Sarkozy campaigned on a platform of sweeping reforms, pledging to dismantle large portions of the social welfare state and to make France competitive on world markets again.

 He also pledged to reduce taxes, shrink the size of government and shut down redundant government programs.

 Carrying out these reforms will be an uphill battle, but Sarkozy believes that France is ready for a change. The French have lost faith in work, he says. "Reviving the work ethic is at the heart of my program."

 Sarkozy dreams of awakening France from generations of sclerosis, just as Margaret Thatcher did in Britain a generation ago.

Today, Britain is the economic engine driving Europe, and hundreds of thousands of young French men and women have emigrated there, seeking better pay, lower taxes, and greater freedom to create. Even Britain's Labour party under Tony Blair have continued many of Thatcher's pro-growth, free market policies.

 Sarkozy hopes to lure French expats back home by reducing taxes on small businesses, and by making workers more mobile. During Wednesday's debate with his Socialist opponent, Ségolène Royal, he called a key Socialist gain, the 35-hour work week, "a widespread catastrophe for the French economy"

 The son of a French woman and a Hungarian immigrant who fled communism, Sarkozy has won a reputation as someone who wants to break the mold of traditional French politics.

 Well before he decided to run for the presidency, Sarkozy learned from President Bush how to talk over the liberal media and speak directly to voters.

 In November 2002, during a 100-minute television face-off with hostile reporters and opponents from left to right, Sarkozy displayed a mastery of political communication.

 It wasn't merely his ability to shred his opponents' arguments that won him the admiration of ordinary French men and women. It was ability to communicate in short, clear sentences, shucking the bombast that has been the norm of French politics.

 Instead of tired platitudes, Sarkozy is best known for sharp, new formulas, and has never shied away from shocking the politically-correct sensibilities of the media and political elites.

 When riots erupted in the predominantly Muslim slums around Paris in November 2005, Sarkozy called the youths who were ransacking stores and firebombing cars "scum," and said the area needed to be "cleaned out with a power hose."

 Relentlessly attacked for those remarks, Sarkozy never retreated and never expressed regret. On the contrary, he still refers to his actions during the riots with pride.

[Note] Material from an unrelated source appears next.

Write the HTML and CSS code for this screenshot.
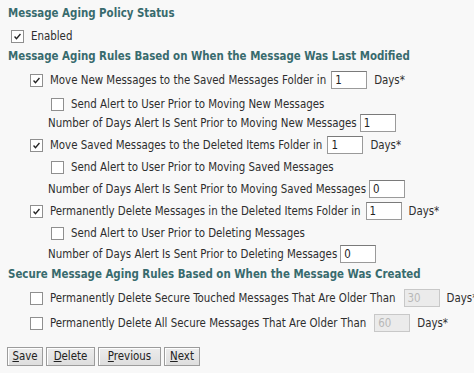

 When Royal predicted direly last week that more riots would erupt if he were elected, Sarkozy slammed her "war-like language."

 "To say that if people don't vote for one candidate there will be violence is quite simply to refuse the democratic expression of our republic. We've never seen this before, never. It's a worrying form of intolerance," he told Le Parisien.

 "Can't one speak of the nation without being called a nationalist?" he said. "Can't one speak of authority without being called authoritarian?"

Rebuilding a Diminished France

 France has been hurt by the 12-year reign of Jacques Chirac, a presidency remarkable for its immobilism and lack of any noticeable achievement,

Unemployment topped 10 percent when Chirac was first elected in 1995. After spending tens of billions of euros on make-work programs and various social welfare fixes, unemployment still hovers well above 9 percent.

 Internationally, Chirac steered France into a hysterical, anti-American and anti-Israel alliance, siding with Saddam Hussein against Bush, and Hezbollah leader Hassan Nasrallah against Israel.

 Chirac also alienated Britain's leaders, adding personal snubs to political hostility, going so far as to show up nearly an hour late to Buckingham Palace during a state visit with the queen.

 While foreign policy played virtually no role in the campaign, Sarkozy has pledged quietly to restore the trans-Atlantic alliance and patch up relations with Britain.

 In conciliatory remarks aimed at his harshest opponents in the Muslim ghettos around Paris, Sarkozy offered a new job-training program, "a contract, and a paycheck" to unemployed young Muslims and African immigrants.

 In a video-taped message that played on his website along with the election victory announcement, he pledged a helping hand "so that all can live in dignity from their work."

 But in exchange, he warned, "I ask them to get up early, because no one can hope to be helped by society if he doesn't help himself." "I want to build a republic where everyone can succeed," he added.

 The Bush administration can expect Sarkozy to shed the visceral anti-Americanism of his predecessor, but should not expect Sarkozy to become "an American poodle," as the new president's detractors have claimed.

 In an appearance on the Charlie Rose show in February, his only televised interview in the United States during the campaign, Sarkozy appeared to adopt Chirac's notion of a "multipolar" world.

"We can't have a world that's led by one or two superpowers," he said.

 Then he offered a little Gallic advice.

 "This is a problem in the U.S., and I want to say this to my American friends: The world does not come to a halt at the borders of your country. Beyond the Pacific and beyond the Atlantic, there are men and women like you. Get interested in the world and the world will learn to love you. The world is not just the American empire. There's more to it than that."

 While Americans might find that a tepid statement of friendship, it is a far cry from the harsh criticism and acts of betrayal of his predecessor, Chirac.

 The overwhelming emphasis of Sarkozy's campaign of reforming French political, social, and economic structures will translate into a strong domestic agenda for his presidency.

 He inherits an economy with high unemployment, little job mobility, and a massive social welfare state supported by powerful trade unions that fear losing their influence.

 More than 50 percent of the French national product is spent by the state, compared with 42 percent in Britain and the United States.

Sarkozy frequently evokes the need for a "break" with the past. If he succeeds in his ambitious project of dismantling the social welfare state, he will be hailed as the Margaret Thatcher of France.